MATERIALS PROVIDED =
** begin **

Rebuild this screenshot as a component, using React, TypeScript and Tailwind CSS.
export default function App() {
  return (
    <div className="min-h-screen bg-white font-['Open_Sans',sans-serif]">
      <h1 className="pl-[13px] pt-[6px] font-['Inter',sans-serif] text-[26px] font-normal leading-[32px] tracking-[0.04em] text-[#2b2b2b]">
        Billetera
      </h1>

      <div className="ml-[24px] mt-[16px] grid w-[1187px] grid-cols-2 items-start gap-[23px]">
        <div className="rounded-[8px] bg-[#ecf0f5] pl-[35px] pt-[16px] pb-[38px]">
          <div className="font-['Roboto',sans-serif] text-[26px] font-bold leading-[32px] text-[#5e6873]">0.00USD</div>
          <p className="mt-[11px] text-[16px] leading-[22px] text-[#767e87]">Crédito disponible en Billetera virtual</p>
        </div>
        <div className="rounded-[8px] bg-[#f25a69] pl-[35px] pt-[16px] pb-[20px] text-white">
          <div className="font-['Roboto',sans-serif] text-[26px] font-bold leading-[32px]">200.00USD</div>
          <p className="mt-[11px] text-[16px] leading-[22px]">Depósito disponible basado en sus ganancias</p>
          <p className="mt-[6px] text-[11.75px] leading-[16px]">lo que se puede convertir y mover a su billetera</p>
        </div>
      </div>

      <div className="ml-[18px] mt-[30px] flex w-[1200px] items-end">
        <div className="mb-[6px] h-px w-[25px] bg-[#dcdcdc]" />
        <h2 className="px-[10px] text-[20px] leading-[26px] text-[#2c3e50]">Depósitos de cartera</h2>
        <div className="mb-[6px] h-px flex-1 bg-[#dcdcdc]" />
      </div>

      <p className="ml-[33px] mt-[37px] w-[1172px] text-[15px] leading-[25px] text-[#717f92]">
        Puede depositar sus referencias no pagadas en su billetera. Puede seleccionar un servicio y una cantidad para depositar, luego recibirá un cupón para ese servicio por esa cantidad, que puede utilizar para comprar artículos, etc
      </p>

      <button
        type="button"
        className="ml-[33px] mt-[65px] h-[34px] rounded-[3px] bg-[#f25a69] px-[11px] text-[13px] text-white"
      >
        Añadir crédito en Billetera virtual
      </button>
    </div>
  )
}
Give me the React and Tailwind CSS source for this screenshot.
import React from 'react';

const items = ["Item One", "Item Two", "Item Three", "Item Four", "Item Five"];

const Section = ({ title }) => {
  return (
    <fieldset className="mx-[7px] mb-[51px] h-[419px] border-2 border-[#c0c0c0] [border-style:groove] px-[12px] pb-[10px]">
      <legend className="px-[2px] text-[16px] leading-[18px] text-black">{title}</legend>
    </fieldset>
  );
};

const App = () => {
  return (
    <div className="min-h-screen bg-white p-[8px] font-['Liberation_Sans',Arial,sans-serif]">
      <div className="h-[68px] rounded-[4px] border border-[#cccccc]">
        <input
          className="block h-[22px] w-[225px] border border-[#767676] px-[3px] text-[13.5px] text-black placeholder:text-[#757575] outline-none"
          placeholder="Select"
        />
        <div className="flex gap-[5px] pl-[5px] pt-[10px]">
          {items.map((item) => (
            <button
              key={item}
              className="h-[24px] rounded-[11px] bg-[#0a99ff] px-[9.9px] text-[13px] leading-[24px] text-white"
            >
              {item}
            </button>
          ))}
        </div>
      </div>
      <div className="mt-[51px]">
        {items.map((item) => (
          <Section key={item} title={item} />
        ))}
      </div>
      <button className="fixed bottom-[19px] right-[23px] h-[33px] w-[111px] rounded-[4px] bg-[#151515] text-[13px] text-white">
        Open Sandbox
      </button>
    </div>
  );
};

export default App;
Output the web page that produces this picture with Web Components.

** end **

OBJECTIVE = Write down the full listing again, exactly.

ANSWER TO THE EXERCISE =
Rebuild this screenshot as a component, using React, TypeScript and Tailwind CSS.
export default function App() {
  return (
    <div className="min-h-screen bg-white font-['Open_Sans',sans-serif]">
      <h1 className="pl-[13px] pt-[6px] font-['Inter',sans-serif] text-[26px] font-normal leading-[32px] tracking-[0.04em] text-[#2b2b2b]">
        Billetera
      </h1>

      <div className="ml-[24px] mt-[16px] grid w-[1187px] grid-cols-2 items-start gap-[23px]">
        <div className="rounded-[8px] bg-[#ecf0f5] pl-[35px] pt-[16px] pb-[38px]">
          <div className="font-['Roboto',sans-serif] text-[26px] font-bold leading-[32px] text-[#5e6873]">0.00USD</div>
          <p className="mt-[11px] text-[16px] leading-[22px] text-[#767e87]">Crédito disponible en Billetera virtual</p>
        </div>
        <div className="rounded-[8px] bg-[#f25a69] pl-[35px] pt-[16px] pb-[20px] text-white">
          <div className="font-['Roboto',sans-serif] text-[26px] font-bold leading-[32px]">200.00USD</div>
          <p className="mt-[11px] text-[16px] leading-[22px]">Depósito disponible basado en sus ganancias</p>
          <p className="mt-[6px] text-[11.75px] leading-[16px]">lo que se puede convertir y mover a su billetera</p>
        </div>
      </div>

      <div className="ml-[18px] mt-[30px] flex w-[1200px] items-end">
        <div className="mb-[6px] h-px w-[25px] bg-[#dcdcdc]" />
        <h2 className="px-[10px] text-[20px] leading-[26px] text-[#2c3e50]">Depósitos de cartera</h2>
        <div className="mb-[6px] h-px flex-1 bg-[#dcdcdc]" />
      </div>

      <p className="ml-[33px] mt-[37px] w-[1172px] text-[15px] leading-[25px] text-[#717f92]">
        Puede depositar sus referencias no pagadas en su billetera. Puede seleccionar un servicio y una cantidad para depositar, luego recibirá un cupón para ese servicio por esa cantidad, que puede utilizar para comprar artículos, etc
      </p>

      <button
        type="button"
        className="ml-[33px] mt-[65px] h-[34px] rounded-[3px] bg-[#f25a69] px-[11px] text-[13px] text-white"
      >
        Añadir crédito en Billetera virtual
      </button>
    </div>
  )
}
Give me the React and Tailwind CSS source for this screenshot.
import React from 'react';

const items = ["Item One", "Item Two", "Item Three", "Item Four", "Item Five"];

const Section = ({ title }) => {
  return (
    <fieldset className="mx-[7px] mb-[51px] h-[419px] border-2 border-[#c0c0c0] [border-style:groove] px-[12px] pb-[10px]">
      <legend className="px-[2px] text-[16px] leading-[18px] text-black">{title}</legend>
    </fieldset>
  );
};

const App = () => {
  return (
    <div className="min-h-screen bg-white p-[8px] font-['Liberation_Sans',Arial,sans-serif]">
      <div className="h-[68px] rounded-[4px] border border-[#cccccc]">
        <input
          className="block h-[22px] w-[225px] border border-[#767676] px-[3px] text-[13.5px] text-black placeholder:text-[#757575] outline-none"
          placeholder="Select"
        />
        <div className="flex gap-[5px] pl-[5px] pt-[10px]">
          {items.map((item) => (
            <button
              key={item}
              className="h-[24px] rounded-[11px] bg-[#0a99ff] px-[9.9px] text-[13px] leading-[24px] text-white"
            >
              {item}
            </button>
          ))}
        </div>
      </div>
      <div className="mt-[51px]">
        {items.map((item) => (
          <Section key={item} title={item} />
        ))}
      </div>
      <button className="fixed bottom-[19px] right-[23px] h-[33px] w-[111px] rounded-[4px] bg-[#151515] text-[13px] text-white">
        Open Sandbox
      </button>
    </div>
  );
};

export default App;
Output the web page that produces this picture with Web Components.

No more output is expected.